* _REQUIREMENT_: Locate each line below that includes "this" and reproduce it.
>> Start
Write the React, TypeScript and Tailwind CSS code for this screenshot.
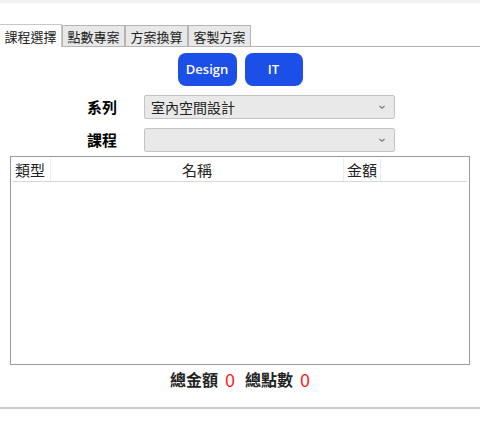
import { useState } from "react";

const tabs = ["課程選擇", "點數專案", "方案換算", "客製方案"];

function Chevron() {
  return (
    <svg width="8" height="6" viewBox="0 0 8 6" className="text-gray-500">
      <path d="M1.5 2 L4 4.3 L6.5 2" fill="none" stroke="currentColor" strokeWidth="1.1" />
    </svg>
  );
}

function SelectRow({ label, value }: { label: string; value: string }) {
  return (
    <div className="flex items-center">
      <div className="w-[144px] pl-[87px] text-[15px] font-bold text-black">{label}</div>
      <div className="flex h-[24px] w-[251px] items-center justify-between rounded-[2px] border border-[#c4c4c4] bg-[#e9e9e9] pl-[6px] pr-[8px] text-[14px] text-[#222]">
        <span>{value}</span>
        <Chevron />
      </div>
    </div>
  );
}

export default function App() {
  const [active, setActive] = useState(0);

  return (
    <div
      className="h-[421px] w-[480px] overflow-hidden bg-white"
      style={{ fontFamily: '"Noto Sans CJK TC", "Noto Sans", sans-serif' }}
    >
      <div className="h-[3px] bg-[#f1f1f4]" />

      {/* Tabs */}
      <div className="mt-[21px] flex h-[23px] items-end border-b border-[#b4b4b4]">
        {tabs.map((t, i) => (
          <button
            key={t}
            onClick={() => setActive(i)}
            className={
              i === active
                ? "-mb-px h-[23px] w-[62px] border-r border-t border-[#c8c8c8] bg-white text-[13px] leading-[21px] text-[#222]"
                : "h-[21px] w-[63px] border border-b-0 border-[#b4b4b4] bg-[#e8e8e8] text-[13px] leading-[19px] text-[#222]"
            }
          >
            {t}
          </button>
        ))}
      </div>

      {/* Category buttons */}
      <div className="mt-[6px] flex justify-center gap-[8px]">
        <button
          className="h-[33px] w-[59px] rounded-[8px] bg-[#1c4fe8] text-[13px] font-semibold text-white"
          style={{ fontFamily: '"Open Sans", sans-serif' }}
        >
          Design
        </button>
        <button
          className="h-[33px] w-[58px] rounded-[8px] bg-[#1c4fe8] text-[13px] font-semibold text-white"
          style={{ fontFamily: '"Open Sans", sans-serif' }}
        >
          IT
        </button>
      </div>

      <div className="mt-[9px] flex flex-col gap-[9px]">
        <SelectRow label="系列" value="室內空間設計" />
        <SelectRow label="課程" value="" />
      </div>

      {/* Table */}
      <div className="mx-[10px] mt-[4px] h-[209px] border border-[#9a9aa6] px-[2px] pt-[1px]">
        <div className="flex h-[24px] border-b border-[#d8d8dc] text-[15px] leading-[23px] text-[#222]">
          <div className="w-[38px] border-r border-[#ececee] pl-[2px]">類型</div>
          <div className="w-[293px] border-r border-[#ececee] text-center">名稱</div>
          <div className="w-[37px] border-r border-[#ececee] text-center">金額</div>
          <div className="flex-1" />
        </div>
      </div>

      {/* Totals */}
      <div className="mt-[3px] flex items-center justify-center gap-[7px] text-[16px] font-bold leading-[22px]">
        <span className="text-[#222]">總金額</span>
        <span className="text-[18px] font-normal text-[#ff1a1a]">0</span>
        <span className="ml-[3px] text-[#222]">總點數</span>
        <span className="text-[18px] font-normal text-[#ff1a1a]">0</span>
      </div>

      <div className="mt-[17px] border-t-2 border-[#cacaca]" />
    </div>
  );
}
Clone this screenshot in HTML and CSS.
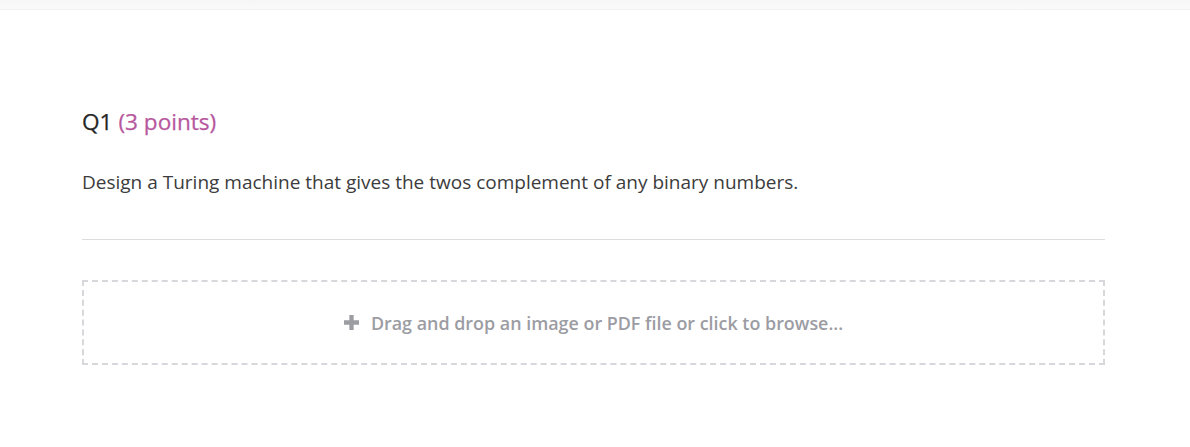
FILE: index.html
```html
<!DOCTYPE html>
<html>
<head>
<meta charset="utf-8">
<link rel="stylesheet" href="styles.css">
</head>
<body>
<div class="topbar"></div>
<main class="question">
  <h2 class="q-title">Q1 <span class="points">(3 points)</span></h2>
  <p class="q-text">Design a Turing machine that gives the twos complement of any binary numbers.</p>
  <hr class="divider">
  <div class="dropzone">
    <svg class="plus" width="15" height="15" viewBox="0 0 14 14"><path d="M5 0h4v5h5v4H9v5H5V9H0V5h5z" fill="#9c9ca3"/></svg>
    <span>Drag and drop an image or PDF file or click to browse...</span>
  </div>
</main>
</body>
</html>
```
FILE: styles.css
```css
html, body {
  margin: 0;
  padding: 0;
  background: #fff;
  font-family: "Open Sans", "Noto Sans", sans-serif;
}
.topbar {
  height: 9px;
  background: linear-gradient(#f6f6f6, #fafafa);
  border-bottom: 1px solid #f2f2f2;
}
.question {
  margin: 0 85px 0 82px;
  padding-top: 97px;
}
.q-title {
  margin: 0;
  font-size: 22.6px;
  font-weight: 400;
  color: #262626;
  line-height: 30px;
  -webkit-text-stroke: 0.25px currentColor;
}
.points {
  color: #b7589e;
}
.q-text {
  margin: 33px 0 0;
  font-size: 19px;
  color: #3c3c3c;
  line-height: 24px;
}
.divider {
  border: 0;
  border-top: 1px solid #dddddd;
  margin: 45px 0 0;
}
.dropzone {
  margin-top: 40px;
  height: 81px;
  border: 2px dashed #d8d8dc;
  display: flex;
  align-items: center;
  justify-content: center;
  gap: 12px;
  color: #9c9ca3;
  font-size: 17.9px;
  font-weight: 600;
}
```
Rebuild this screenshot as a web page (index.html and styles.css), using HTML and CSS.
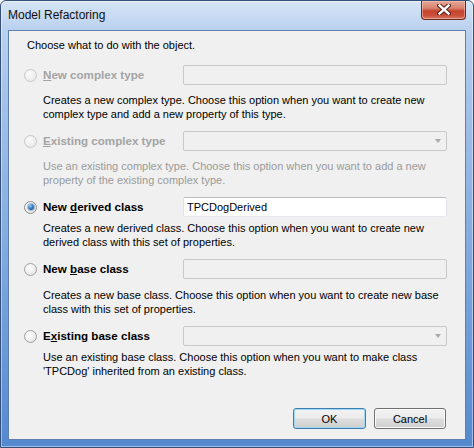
FILE: index.html
```html
<!DOCTYPE html>
<html>
<head>
<meta charset="utf-8">
<title>Model Refactoring</title>
<link rel="stylesheet" href="styles.css">
</head>
<body>
<div class="window">
  <div class="titlebar">
    <span class="title">Model Refactoring</span>
    <div class="close" aria-label="Close">
      <svg width="14" height="11" viewBox="0 0 14 11">
        <path d="M2.5 1.5 L11.5 9.5 M11.5 1.5 L2.5 9.5" stroke="#5a1c14" stroke-width="4.4" stroke-linecap="square" fill="none"/>
        <path d="M2.5 1.5 L11.5 9.5 M11.5 1.5 L2.5 9.5" stroke="#ffffff" stroke-width="2.4" stroke-linecap="square" fill="none"/>
      </svg>
    </div>
  </div>
  <div class="client">
    <p class="intro">Choose what to do with the object.</p>

    <div class="option">
      <div class="opt-row">
        <span class="radio is-disabled"></span>
        <span class="opt-label is-disabled"><u>N</u>ew complex type</span>
        <div class="field is-disabled"></div>
      </div>
      <p class="desc">Creates a new complex type. Choose this option when you want to create new<br>complex type and add a new property of this type.</p>
    </div>

    <div class="option">
      <div class="opt-row">
        <span class="radio is-disabled"></span>
        <span class="opt-label is-disabled"><u>E</u>xisting complex type</span>
        <div class="field combo is-disabled"><span class="arrow"></span></div>
      </div>
      <p class="desc is-disabled">Use an existing complex type. Choose this option when you want to add a new<br>property of the existing complex type.</p>
    </div>

    <div class="option">
      <div class="opt-row">
        <span class="radio is-checked"></span>
        <span class="opt-label">New <u>d</u>erived class</span>
        <div class="field is-enabled">TPCDogDerived</div>
      </div>
      <p class="desc near">Creates a new derived class. Choose this option when you want to create new<br>derived class with this set of properties.</p>
    </div>

    <div class="option">
      <div class="opt-row">
        <span class="radio"></span>
        <span class="opt-label">New <u>b</u>ase class</span>
        <div class="field is-disabled"></div>
      </div>
      <p class="desc far">Creates a new base class. Choose this option when you want to create new base<br>class with this set of properties.</p>
    </div>

    <div class="option last">
      <div class="opt-row">
        <span class="radio"></span>
        <span class="opt-label">E<u>x</u>isting base class</span>
        <div class="field combo is-disabled"><span class="arrow"></span></div>
      </div>
      <p class="desc near">Use an existing base class. Choose this option when you want to make class<br>'TPCDog' inherited from an existing class.</p>
    </div>

    <div class="buttons">
      <button class="btn is-default">OK</button>
      <button class="btn">Cancel</button>
    </div>
  </div>
</div>
</body>
</html>
```
FILE: styles.css
```css
html, body {
  margin: 0;
  padding: 0;
  background: #ffffff;
}

body {
  font-family: "Liberation Sans", Arial, sans-serif;
  font-size: 11px;
  color: #000;
}

.window {
  width: 474px;
  height: 448px;
  box-sizing: border-box;
  border: 1px solid #34507a;
  border-radius: 6px 6px 0 0;
  background: linear-gradient(180deg, #d6e5f6 0px, #bad2ef 28px, #a6c3ea 90px, #7ea8de 260px, #5489cf 446px);
  box-shadow: inset 0 0 0 1px rgba(255, 255, 255, 0.45);
  padding: 0 7px 7px 7px;
  display: flex;
  flex-direction: column;
}

.titlebar {
  height: 29px;
  display: flex;
  align-items: flex-start;
  flex: none;
}

.title {
  font-size: 12px;
  line-height: 16px;
  margin-top: 6px;
  color: #101010;
}

.close {
  margin-left: auto;
  width: 45px;
  height: 19px;
  box-sizing: border-box;
  border: 1px solid #6b2a22;
  border-top: none;
  border-radius: 0 0 4px 4px;
  background: linear-gradient(180deg, #e7a697 0%, #d8826f 40%, #c4442e 55%, #c9503a 80%, #d77a62 100%);
  box-shadow: inset 0 0 0 1px rgba(255, 210, 200, 0.45);
  display: flex;
  align-items: center;
  justify-content: center;
}

.close svg {
  display: block;
  margin-top: -1px;
}

.client {
  flex: 1;
  box-sizing: border-box;
  border: 1px solid #5f7faf;
  background: #f0f0f0;
  padding: 7px 18px 10px 15px;
  display: flex;
  flex-direction: column;
}

.intro {
  margin: 0 0 0 3px;
  line-height: 14px;
}

.option {
  margin-top: 10px;
}

.option:first-of-type {
  margin-top: 13px;
}

.opt-row {
  display: flex;
  align-items: center;
  height: 20px;
}

.radio {
  flex: none;
  width: 13px;
  height: 13px;
  box-sizing: border-box;
  border-radius: 50%;
  border: 1px solid #a2a2a2;
  background: radial-gradient(circle at 40% 35%, #ffffff 0%, #f3f3f3 40%, #d9d9d9 100%);
  display: flex;
  align-items: center;
  justify-content: center;
}

.radio.is-disabled {
  border-color: #c8c8c8;
  background: radial-gradient(circle at 40% 35%, #fbfbfb 0%, #eeeeee 60%, #e4e4e4 100%);
}

.radio.is-checked {
  border-color: #8e8f8f;
}

.radio.is-checked::after {
  content: "";
  width: 6px;
  height: 6px;
  border-radius: 50%;
  background: radial-gradient(circle at 35% 30%, #9fd0f6 0%, #3b80c8 45%, #0d3f7e 100%);
  box-shadow: 0 0 0 1px rgba(30, 80, 140, 0.35);
}

.opt-label {
  flex: none;
  width: 140px;
  margin-left: 6px;
  font-weight: bold;
  font-size: 11.6px;
  line-height: 14px;
  white-space: nowrap;
}

.opt-label.is-disabled {
  color: #a3a3a3;
}

.field {
  flex: 1;
  height: 20px;
  box-sizing: border-box;
  border: 1px solid #c8c8c8;
  border-radius: 2px;
  background: #f0f0f0;
  display: flex;
  align-items: center;
  padding: 0 3px;
  line-height: 14px;
}

.field.is-enabled {
  background: #ffffff;
  border-color: #b9bcc2 #e0e3e8 #e6e9ee #dfe2e7;
}

.field.combo {
  justify-content: flex-end;
}

.arrow {
  width: 0;
  height: 0;
  border-left: 3.5px solid transparent;
  border-right: 3.5px solid transparent;
  border-top: 4px solid #a8a8a8;
  margin-right: 2px;
}

.desc {
  margin: 8px 0 0 0;
  padding-left: 19px;
  line-height: 14px;
  white-space: nowrap;
}

.desc.near {
  margin-top: 4px;
}

.desc.far {
  margin-top: 9px;
}

.desc.is-disabled {
  color: #9a9a9a;
}

.buttons {
  margin-top: auto;
  margin-right: 1px;
  display: flex;
  justify-content: flex-end;
  gap: 8px;
}

.btn {
  width: 73px;
  height: 21px;
  box-sizing: border-box;
  margin: 0;
  padding: 0;
  font-family: "Liberation Sans", Arial, sans-serif;
  font-size: 11px;
  color: #000;
  border: 1px solid #707070;
  border-radius: 3px;
  background: linear-gradient(180deg, #f3f3f3 0%, #ebebeb 48%, #dddddd 52%, #cfcfcf 100%);
  box-shadow: inset 0 0 0 1px #fbfbfb;
}

.btn + .btn {
  width: 72px;
}

.btn.is-default {
  border-color: #3c7fb1;
  box-shadow: inset 0 0 0 1px #9ed8f5;
}
```
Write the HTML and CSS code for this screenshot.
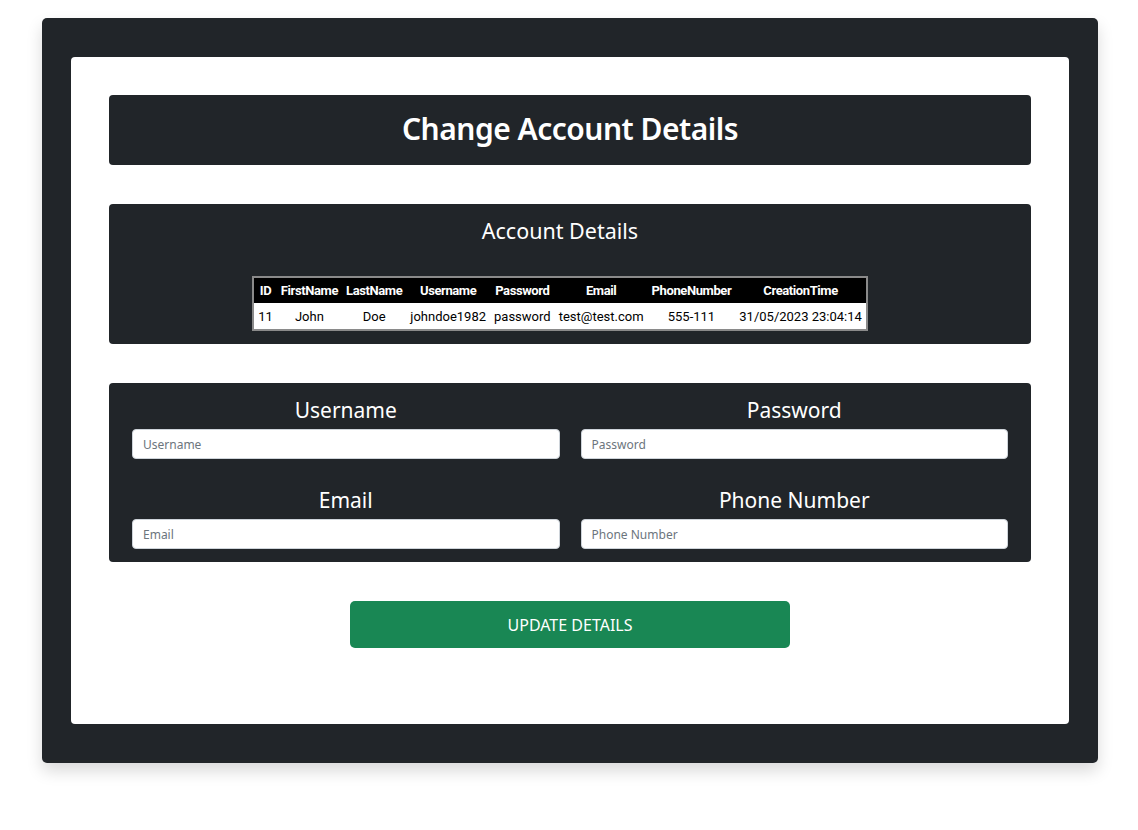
FILE: index.html
```html
<!DOCTYPE html>
<html>
<head>
<meta charset="utf-8">
<link rel="stylesheet" href="styles.css">
</head>
<body>
<div class="outer">
  <div class="inner">
    <div class="title-box"><h1>Change Account Details</h1></div>
    <div class="details-box">
      <h2>Account Details</h2>
      <table class="acct">
        <thead>
          <tr><th>ID</th><th>FirstName</th><th>LastName</th><th>Username</th><th>Password</th><th>Email</th><th>PhoneNumber</th><th>CreationTime</th></tr>
        </thead>
        <tbody>
          <tr><td>11</td><td>John</td><td>Doe</td><td>johndoe1982</td><td>password</td><td>test@test.com</td><td>555-111</td><td>31/05/2023 23:04:14</td></tr>
        </tbody>
      </table>
    </div>
    <div class="form-box">
      <div class="field"><label>Username</label><input type="text" placeholder="Username"></div>
      <div class="field"><label>Password</label><input type="text" placeholder="Password"></div>
      <div class="field"><label>Email</label><input type="text" placeholder="Email"></div>
      <div class="field"><label>Phone Number</label><input type="text" placeholder="Phone Number"></div>
    </div>
    <div class="btn-row"><button class="btn">UPDATE DETAILS</button></div>
  </div>
</div>
</body>
</html>
```
FILE: styles.css
```css
* { box-sizing: border-box; }
body {
  margin: 0;
  padding: 18px 0 40px;
  background: #fff;
  font-family: "Noto Sans", "Open Sans", sans-serif;
  color: #fff;
}
.outer {
  margin: 0 40px 0 42px;
  width: 1056px;
  background: #212529;
  border-radius: 5px;
  padding: 39px 29px;
  box-shadow: 0 8px 16px rgba(0,0,0,0.15);
}
.inner {
  background: #fff;
  border-radius: 4px;
  padding: 38px 38px 76px;
}
.title-box {
  background: #212529;
  border-radius: 4px;
  height: 70px;
  display: flex;
  align-items: center;
  justify-content: center;
}
h1 {
  margin: 0 0 4px;
  font-size: 30px;
  font-weight: 600;
  letter-spacing: -0.5px;
}
.details-box {
  margin-top: 39px;
  background: #212529;
  border-radius: 4px;
  padding: 12px 20px 13px 0;
  display: flex;
  flex-direction: column;
  align-items: center;
}
h2 {
  margin: 0 0 30px;
  font-size: 21.5px;
  font-weight: 400;
  line-height: 30px;
}
.acct {
  border-collapse: collapse;
  border: 2px solid #8a8a8a;
  font-family: "Roboto", "Liberation Sans", sans-serif;
  font-size: 13px;
}
.acct th {
  background: #000;
  color: #fff;
  font-weight: 700;
  letter-spacing: -0.4px;
  height: 26px;
  padding: 0 4px;
  text-align: center;
}
.acct td {
  background: #fff;
  color: #000;
  height: 27px;
  padding: 0 4px;
  text-align: center;
}
.acct td:first-child { text-align: left; }
.form-box {
  margin-top: 39px;
  background: #212529;
  border-radius: 4px;
  padding: 12px 23px 13px;
  display: grid;
  grid-template-columns: 1fr 1fr;
  column-gap: 21px;
  row-gap: 26px;
}
.field {
  display: flex;
  flex-direction: column;
  align-items: stretch;
}
.field label {
  text-align: center;
  font-size: 21px;
  line-height: 30px;
  margin-bottom: 4px;
}
.field input {
  height: 30px;
  border: 1px solid #ced4da;
  border-radius: 4px;
  padding: 0 10px;
  font-family: "Noto Sans", sans-serif;
  font-size: 12px;
  color: #212529;
}
.field input::placeholder { color: #6c757d; }
.btn-row {
  margin-top: 39px;
  display: flex;
  justify-content: center;
}
.btn {
  width: 440px;
  height: 47px;
  background: #198754;
  color: #fff;
  border: none;
  border-radius: 5px;
  font-family: "Noto Sans", sans-serif;
  font-size: 16px;
}
```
>> End
* _THE RESULT_:
Write the React, TypeScript and Tailwind CSS code for this screenshot.
Clone this screenshot in HTML and CSS.
Rebuild this screenshot as a web page (index.html and styles.css), using HTML and CSS.
      <p class="desc">Creates a new complex type. Choose this option when you want to create new<br>complex type and add a new property of this type.</p>
      <p class="desc is-disabled">Use an existing complex type. Choose this option when you want to add a new<br>property of the existing complex type.</p>
      <p class="desc near">Creates a new derived class. Choose this option when you want to create new<br>derived class with this set of properties.</p>
      <p class="desc far">Creates a new base class. Choose this option when you want to create new base<br>class with this set of properties.</p>
      <p class="desc near">Use an existing base class. Choose this option when you want to make class<br>'TPCDog' inherited from an existing class.</p>
Write the HTML and CSS code for this screenshot.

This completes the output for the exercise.